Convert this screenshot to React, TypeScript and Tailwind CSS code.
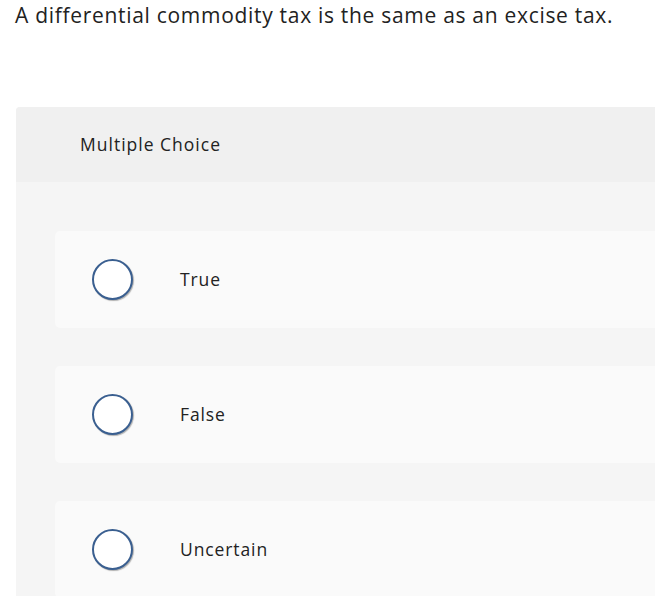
import React from "react";

const options = ["True", "False", "Uncertain"];

export default function App() {
  return (
    <div
      className="w-[655px] h-[596px] overflow-hidden bg-white text-[#1a1a1a]"
      style={{ fontFamily: "'Open Sans', 'Liberation Sans', Arial, sans-serif" }}
    >
      <div className="pl-[15px] pt-[1px] h-[107px] text-[21px] leading-[28px] tracking-[0.7px] text-[#222]">
        A differential commodity tax is the same as an excise tax.
      </div>
      <div className="ml-[16px] w-[700px] rounded-tl-[4px] bg-[#f5f5f5]">
        <div className="h-[75px] bg-[#f0f0f0] rounded-tl-[4px] flex items-center pl-[64px] text-[17.5px] tracking-[1px] text-[#222]">
          Multiple Choice
        </div>
        <div className="pt-[49px] pl-[39px] flex flex-col gap-[38px]">
          {options.map((o) => (
            <div
              key={o}
              className="h-[97px] bg-[#fafafa] rounded-l-[5px] flex items-center pl-[37px]"
            >
              <div className="w-[41px] h-[41px] rounded-full bg-white border-2 border-[#3a5f90] shadow-[1px_1px_1px_rgba(0,0,0,0.3)] shrink-0" />
              <div className="ml-[47px] text-[17.5px] tracking-[0.9px] text-[#222]">{o}</div>
            </div>
          ))}
        </div>
      </div>
    </div>
  );
}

---

■ DIRECTIONS ■
Reproduce all of the data exactly; the pictures do not belong in the copy.

■ RESULT ■
Convert this screenshot to React, TypeScript and Tailwind CSS code.
import React from "react";

const options = ["True", "False", "Uncertain"];

export default function App() {
  return (
    <div
      className="w-[655px] h-[596px] overflow-hidden bg-white text-[#1a1a1a]"
      style={{ fontFamily: "'Open Sans', 'Liberation Sans', Arial, sans-serif" }}
    >
      <div className="pl-[15px] pt-[1px] h-[107px] text-[21px] leading-[28px] tracking-[0.7px] text-[#222]">
        A differential commodity tax is the same as an excise tax.
      </div>
      <div className="ml-[16px] w-[700px] rounded-tl-[4px] bg-[#f5f5f5]">
        <div className="h-[75px] bg-[#f0f0f0] rounded-tl-[4px] flex items-center pl-[64px] text-[17.5px] tracking-[1px] text-[#222]">
          Multiple Choice
        </div>
        <div className="pt-[49px] pl-[39px] flex flex-col gap-[38px]">
          {options.map((o) => (
            <div
              key={o}
              className="h-[97px] bg-[#fafafa] rounded-l-[5px] flex items-center pl-[37px]"
            >
              <div className="w-[41px] h-[41px] rounded-full bg-white border-2 border-[#3a5f90] shadow-[1px_1px_1px_rgba(0,0,0,0.3)] shrink-0" />
              <div className="ml-[47px] text-[17.5px] tracking-[0.9px] text-[#222]">{o}</div>
            </div>
          ))}
        </div>
      </div>
    </div>
  );
}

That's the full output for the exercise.